If you decide to implement a customer rewards program it is critical that you monitor it closely to ensure that you don’t end up losing money in the bargain. Customer retention is the goal, but that won’t mean much if you are spending more money to keep customers than you are generating in sales.
Overly Complex Rewards Programs can Backfire
Successful loyalty programs are simple to use and understand. If your program is too complex it can end up driving customers away from your business. If you are considering starting a customer loyalty program remember to keep it simple. The best rewards programs are clear and transparent, and above all else easy for the customer to understand.

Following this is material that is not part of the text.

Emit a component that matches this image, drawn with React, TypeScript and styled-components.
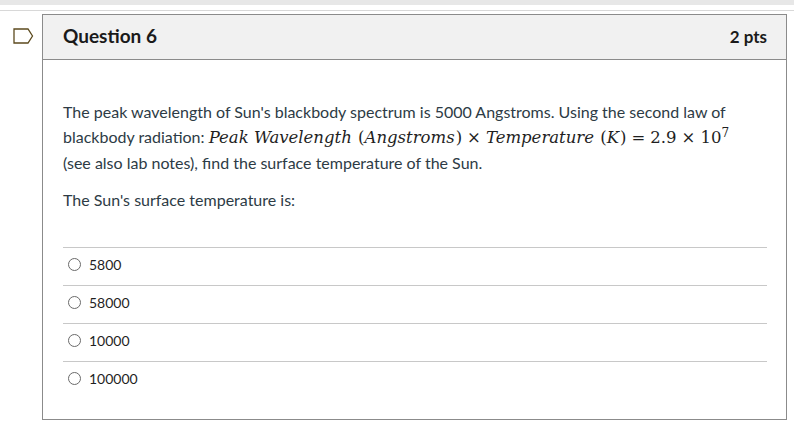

Ending the Program can Adversely Impact Customer Relations
Over time you may decide that your customer rewards program is no longer cost effective. You may find it necessary to overhaul the program or end it completely. That is likely to have an adverse effect on your members, and could very well result in the loss of customers and a dip in business and revenue.
If you are considering launching a customer loyalty program it is imperative that you have an exit strategy prepared in case you need to end the project. Phasing out the program in stages is usually the best option, but even then you run the risk of alienating some of your long-term customers.
A well-structured customer loyalty program can definitely help your business attract, and retain, valued customers. But these programs are not foolproof, and there are many variables to consider before committing to a long-term project.
If you are thinking about instituting a customer rewards program take some time to consider both sides of the equation. Weigh the pros and cons until you are certain that the benefits are worth the investment of time and money. If you decide a loyalty program is right for your business start off small, offering membership to a small sample group or setting a time limit on the project. If the program is successful you can expand it as you see fit, using the program to its full advantage to reward your loyal customers, boost your overall sales, and build brand recognition.